Written exercise
Write the data out again exactly, dropping any images it holds.
Begin Record set
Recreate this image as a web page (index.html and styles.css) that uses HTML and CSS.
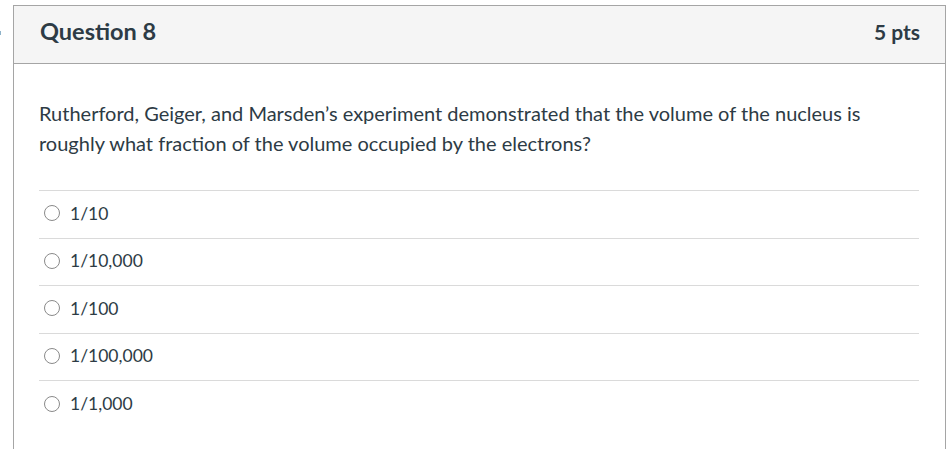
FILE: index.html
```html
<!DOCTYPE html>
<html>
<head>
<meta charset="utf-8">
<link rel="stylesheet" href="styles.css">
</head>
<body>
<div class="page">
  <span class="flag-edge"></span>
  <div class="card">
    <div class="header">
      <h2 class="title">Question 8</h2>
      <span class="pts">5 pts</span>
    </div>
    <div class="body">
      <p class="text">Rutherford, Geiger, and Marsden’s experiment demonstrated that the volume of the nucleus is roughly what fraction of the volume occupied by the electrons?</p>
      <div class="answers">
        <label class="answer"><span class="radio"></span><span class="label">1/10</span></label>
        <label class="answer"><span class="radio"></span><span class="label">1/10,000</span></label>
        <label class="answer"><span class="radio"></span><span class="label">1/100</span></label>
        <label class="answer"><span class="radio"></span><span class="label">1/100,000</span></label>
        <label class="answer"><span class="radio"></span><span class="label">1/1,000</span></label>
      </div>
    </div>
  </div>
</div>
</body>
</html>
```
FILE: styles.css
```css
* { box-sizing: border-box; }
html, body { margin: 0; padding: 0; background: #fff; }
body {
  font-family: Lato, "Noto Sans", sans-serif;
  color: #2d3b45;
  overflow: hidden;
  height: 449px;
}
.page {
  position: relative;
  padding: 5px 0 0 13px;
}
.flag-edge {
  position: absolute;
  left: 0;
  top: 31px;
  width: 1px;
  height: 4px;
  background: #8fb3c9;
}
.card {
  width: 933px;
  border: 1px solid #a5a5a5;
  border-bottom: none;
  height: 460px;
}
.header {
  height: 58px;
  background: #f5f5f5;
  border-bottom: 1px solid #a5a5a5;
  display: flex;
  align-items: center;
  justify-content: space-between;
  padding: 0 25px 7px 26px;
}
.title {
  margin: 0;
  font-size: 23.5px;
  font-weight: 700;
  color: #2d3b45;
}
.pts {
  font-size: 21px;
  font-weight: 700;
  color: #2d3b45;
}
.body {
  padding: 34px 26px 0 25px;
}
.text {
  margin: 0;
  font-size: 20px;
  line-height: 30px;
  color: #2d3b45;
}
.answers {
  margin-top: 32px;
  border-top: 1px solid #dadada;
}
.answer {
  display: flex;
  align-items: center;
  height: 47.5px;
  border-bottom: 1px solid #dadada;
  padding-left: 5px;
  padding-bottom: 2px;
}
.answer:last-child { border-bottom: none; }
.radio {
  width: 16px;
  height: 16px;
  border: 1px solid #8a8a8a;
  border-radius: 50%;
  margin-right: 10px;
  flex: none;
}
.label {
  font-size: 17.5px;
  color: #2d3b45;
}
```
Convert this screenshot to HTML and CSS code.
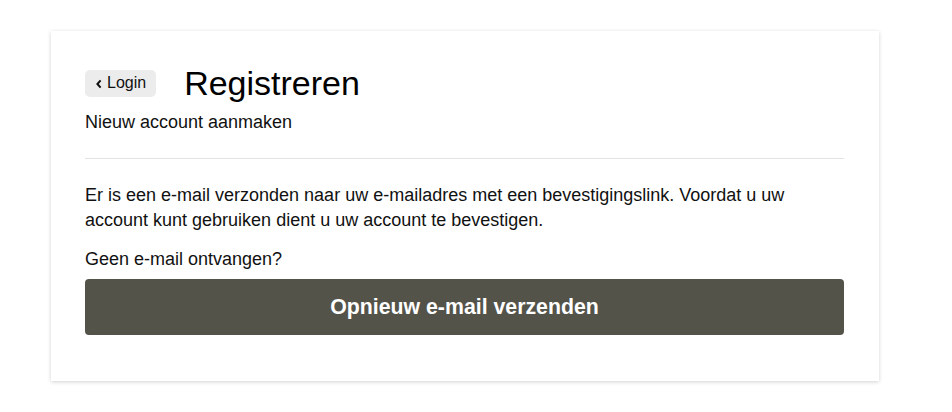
End Record set
Result of this task
Recreate this image as a web page (index.html and styles.css) that uses HTML and CSS.
FILE: index.html
```html
<!DOCTYPE html>
<html>
<head>
<meta charset="utf-8">
<link rel="stylesheet" href="styles.css">
</head>
<body>
<div class="page">
  <span class="flag-edge"></span>
  <div class="card">
    <div class="header">
      <h2 class="title">Question 8</h2>
      <span class="pts">5 pts</span>
    </div>
    <div class="body">
      <p class="text">Rutherford, Geiger, and Marsden’s experiment demonstrated that the volume of the nucleus is roughly what fraction of the volume occupied by the electrons?</p>
      <div class="answers">
        <label class="answer"><span class="radio"></span><span class="label">1/10</span></label>
        <label class="answer"><span class="radio"></span><span class="label">1/10,000</span></label>
        <label class="answer"><span class="radio"></span><span class="label">1/100</span></label>
        <label class="answer"><span class="radio"></span><span class="label">1/100,000</span></label>
        <label class="answer"><span class="radio"></span><span class="label">1/1,000</span></label>
      </div>
    </div>
  </div>
</div>
</body>
</html>
```
FILE: styles.css
```css
* { box-sizing: border-box; }
html, body { margin: 0; padding: 0; background: #fff; }
body {
  font-family: Lato, "Noto Sans", sans-serif;
  color: #2d3b45;
  overflow: hidden;
  height: 449px;
}
.page {
  position: relative;
  padding: 5px 0 0 13px;
}
.flag-edge {
  position: absolute;
  left: 0;
  top: 31px;
  width: 1px;
  height: 4px;
  background: #8fb3c9;
}
.card {
  width: 933px;
  border: 1px solid #a5a5a5;
  border-bottom: none;
  height: 460px;
}
.header {
  height: 58px;
  background: #f5f5f5;
  border-bottom: 1px solid #a5a5a5;
  display: flex;
  align-items: center;
  justify-content: space-between;
  padding: 0 25px 7px 26px;
}
.title {
  margin: 0;
  font-size: 23.5px;
  font-weight: 700;
  color: #2d3b45;
}
.pts {
  font-size: 21px;
  font-weight: 700;
  color: #2d3b45;
}
.body {
  padding: 34px 26px 0 25px;
}
.text {
  margin: 0;
  font-size: 20px;
  line-height: 30px;
  color: #2d3b45;
}
.answers {
  margin-top: 32px;
  border-top: 1px solid #dadada;
}
.answer {
  display: flex;
  align-items: center;
  height: 47.5px;
  border-bottom: 1px solid #dadada;
  padding-left: 5px;
  padding-bottom: 2px;
}
.answer:last-child { border-bottom: none; }
.radio {
  width: 16px;
  height: 16px;
  border: 1px solid #8a8a8a;
  border-radius: 50%;
  margin-right: 10px;
  flex: none;
}
.label {
  font-size: 17.5px;
  color: #2d3b45;
}
```
Convert this screenshot to HTML and CSS code.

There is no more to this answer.